Souvent réduit à son style et à son parfum de violette, le cinéma de Sophie Fillières renferme en vérité l'un des regards les moins consensuels de la comédie. Son dernier film, achevé peu après sa disparition, en apporte la preuve. Agnès Jaoui y interprète une femme aux abords de la soixantaine, un personnage inéligible à la romance et traité comme tel : seule, fuie par ses ex et ses enfants, son néant est le fruit d'une suite d'abandons. Mais au lieu de reconquérir l'amour malgré l'approche d'un ancien soupirant, au lieu de retisser du lien comme on l'attendrait d'une mère, c'est finalement elle qui les coupe, rompant toutes attaches jusqu'à l'accomplissement de ce projet symbolique, faire l'acquisition d'un mètre carré de solitude dans un no man's land, au nord de l'Angleterre. Le film est une grande braderie du cinéma de Fillières, une retraite loin des jeunes filles et de tout espoir sur le plan sentimental.
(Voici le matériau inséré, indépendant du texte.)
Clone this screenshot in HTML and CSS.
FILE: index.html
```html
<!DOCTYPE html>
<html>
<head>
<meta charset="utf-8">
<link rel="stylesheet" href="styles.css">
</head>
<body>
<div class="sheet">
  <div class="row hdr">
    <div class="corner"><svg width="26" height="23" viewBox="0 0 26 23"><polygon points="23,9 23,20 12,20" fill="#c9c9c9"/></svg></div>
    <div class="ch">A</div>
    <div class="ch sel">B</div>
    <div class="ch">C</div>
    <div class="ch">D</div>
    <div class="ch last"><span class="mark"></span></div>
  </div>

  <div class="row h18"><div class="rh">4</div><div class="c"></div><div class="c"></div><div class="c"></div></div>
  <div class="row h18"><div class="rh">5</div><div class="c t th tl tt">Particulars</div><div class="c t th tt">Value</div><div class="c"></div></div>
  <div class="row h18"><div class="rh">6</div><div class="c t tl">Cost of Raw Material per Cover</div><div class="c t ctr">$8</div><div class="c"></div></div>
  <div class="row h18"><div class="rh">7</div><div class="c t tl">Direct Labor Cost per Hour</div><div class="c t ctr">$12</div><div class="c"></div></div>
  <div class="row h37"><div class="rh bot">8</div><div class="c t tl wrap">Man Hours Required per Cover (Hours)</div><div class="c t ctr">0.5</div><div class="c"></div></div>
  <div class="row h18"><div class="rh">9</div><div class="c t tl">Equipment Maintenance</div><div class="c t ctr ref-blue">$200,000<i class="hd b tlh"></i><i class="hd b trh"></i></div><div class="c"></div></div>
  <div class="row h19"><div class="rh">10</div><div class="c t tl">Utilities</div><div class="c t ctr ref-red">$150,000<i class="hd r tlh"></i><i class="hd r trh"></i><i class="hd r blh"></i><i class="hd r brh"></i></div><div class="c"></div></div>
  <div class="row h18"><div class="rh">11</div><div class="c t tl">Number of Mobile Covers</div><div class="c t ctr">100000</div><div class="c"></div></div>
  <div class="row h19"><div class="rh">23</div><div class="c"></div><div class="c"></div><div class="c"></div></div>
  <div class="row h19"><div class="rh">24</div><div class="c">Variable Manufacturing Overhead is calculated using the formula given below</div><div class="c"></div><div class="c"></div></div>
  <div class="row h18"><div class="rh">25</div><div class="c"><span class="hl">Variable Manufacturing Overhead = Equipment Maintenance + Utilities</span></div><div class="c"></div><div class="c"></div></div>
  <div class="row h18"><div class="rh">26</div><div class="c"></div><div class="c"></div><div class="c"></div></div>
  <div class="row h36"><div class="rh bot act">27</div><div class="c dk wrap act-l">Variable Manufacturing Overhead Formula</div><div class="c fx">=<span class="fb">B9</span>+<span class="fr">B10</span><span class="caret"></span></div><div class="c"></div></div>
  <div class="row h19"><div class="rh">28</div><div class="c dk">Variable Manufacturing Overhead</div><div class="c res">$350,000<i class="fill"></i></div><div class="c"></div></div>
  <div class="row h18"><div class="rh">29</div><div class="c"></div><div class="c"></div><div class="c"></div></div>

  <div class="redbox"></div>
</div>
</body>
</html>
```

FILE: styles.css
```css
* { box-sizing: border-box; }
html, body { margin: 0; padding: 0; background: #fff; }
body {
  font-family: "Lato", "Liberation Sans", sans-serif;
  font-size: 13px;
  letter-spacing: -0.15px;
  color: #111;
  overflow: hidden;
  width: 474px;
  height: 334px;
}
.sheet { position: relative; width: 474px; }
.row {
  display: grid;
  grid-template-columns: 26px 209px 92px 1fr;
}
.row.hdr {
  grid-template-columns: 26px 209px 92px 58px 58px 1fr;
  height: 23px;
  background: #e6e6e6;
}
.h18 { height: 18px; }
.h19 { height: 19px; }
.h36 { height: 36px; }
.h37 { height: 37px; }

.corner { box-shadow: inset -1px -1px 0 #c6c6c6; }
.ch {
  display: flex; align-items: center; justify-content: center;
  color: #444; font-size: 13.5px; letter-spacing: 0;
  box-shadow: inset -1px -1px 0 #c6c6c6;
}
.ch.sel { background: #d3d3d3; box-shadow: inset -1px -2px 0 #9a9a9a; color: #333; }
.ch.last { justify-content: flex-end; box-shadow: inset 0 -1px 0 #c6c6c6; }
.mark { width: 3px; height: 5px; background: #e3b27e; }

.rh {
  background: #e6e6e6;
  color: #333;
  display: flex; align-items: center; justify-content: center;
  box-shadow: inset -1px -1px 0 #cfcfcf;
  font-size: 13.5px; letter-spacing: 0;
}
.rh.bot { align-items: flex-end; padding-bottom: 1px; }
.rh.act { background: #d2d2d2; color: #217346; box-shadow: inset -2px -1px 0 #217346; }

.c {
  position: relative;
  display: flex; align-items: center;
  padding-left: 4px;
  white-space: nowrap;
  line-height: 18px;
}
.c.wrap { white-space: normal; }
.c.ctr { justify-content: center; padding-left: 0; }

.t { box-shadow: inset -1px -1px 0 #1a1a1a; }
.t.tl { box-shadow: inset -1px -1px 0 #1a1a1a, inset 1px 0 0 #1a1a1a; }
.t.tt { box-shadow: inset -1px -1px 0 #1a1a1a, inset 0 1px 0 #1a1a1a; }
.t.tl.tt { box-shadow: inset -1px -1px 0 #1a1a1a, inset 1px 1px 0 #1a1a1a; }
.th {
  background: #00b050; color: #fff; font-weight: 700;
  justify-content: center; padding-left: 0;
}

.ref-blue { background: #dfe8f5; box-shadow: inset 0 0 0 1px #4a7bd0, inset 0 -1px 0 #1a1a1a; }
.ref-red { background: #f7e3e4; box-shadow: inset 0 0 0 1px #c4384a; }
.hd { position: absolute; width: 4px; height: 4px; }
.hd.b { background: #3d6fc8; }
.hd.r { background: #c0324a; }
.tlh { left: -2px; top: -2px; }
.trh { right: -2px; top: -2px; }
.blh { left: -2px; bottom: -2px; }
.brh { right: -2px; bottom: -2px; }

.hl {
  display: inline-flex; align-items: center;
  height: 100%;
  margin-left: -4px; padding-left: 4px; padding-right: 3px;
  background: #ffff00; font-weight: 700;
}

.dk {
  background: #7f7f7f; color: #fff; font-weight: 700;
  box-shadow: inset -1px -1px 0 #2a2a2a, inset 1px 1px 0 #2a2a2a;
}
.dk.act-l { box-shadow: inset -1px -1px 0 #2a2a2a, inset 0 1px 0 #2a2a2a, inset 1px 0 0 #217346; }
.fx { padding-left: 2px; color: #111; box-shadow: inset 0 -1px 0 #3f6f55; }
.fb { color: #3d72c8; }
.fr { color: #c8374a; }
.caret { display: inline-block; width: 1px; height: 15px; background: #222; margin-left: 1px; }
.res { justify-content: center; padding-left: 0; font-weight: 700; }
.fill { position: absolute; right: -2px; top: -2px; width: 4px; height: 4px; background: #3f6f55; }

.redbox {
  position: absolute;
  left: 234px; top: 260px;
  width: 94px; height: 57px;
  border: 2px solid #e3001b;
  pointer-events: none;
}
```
C'est une célébration du droit d'être vieille, zinzin, bien dans ses défauts. Il ne sent plus la violette et s'intitule Ma vie, ma gueule. Le plus beau titre de cette carrière insolente, celui qui lui conviendrait le mieux s'il fallait la nommer.

Adrien Dénouette

Critique, enseignant et conférencier, Adrien Dénouette est l'auteur d'un essai sur Jim Carrey aux éditions Façonnage (L'Amérique démasquée, 2020), qu'il a adapté en documentaire pour Arte en coréalisation avec Thibaut Sève. Un an plus tard, il réalise Brad Pitt, La revanche d'un blond, documentaire de nouveau constitué d'images d'archives. En avril 2023 paraît son deuxième essai, Nik ta race, une histoire du rire en France, réflexion tonique sur le peu de valeur reconnue au rire dans les milieux culturels.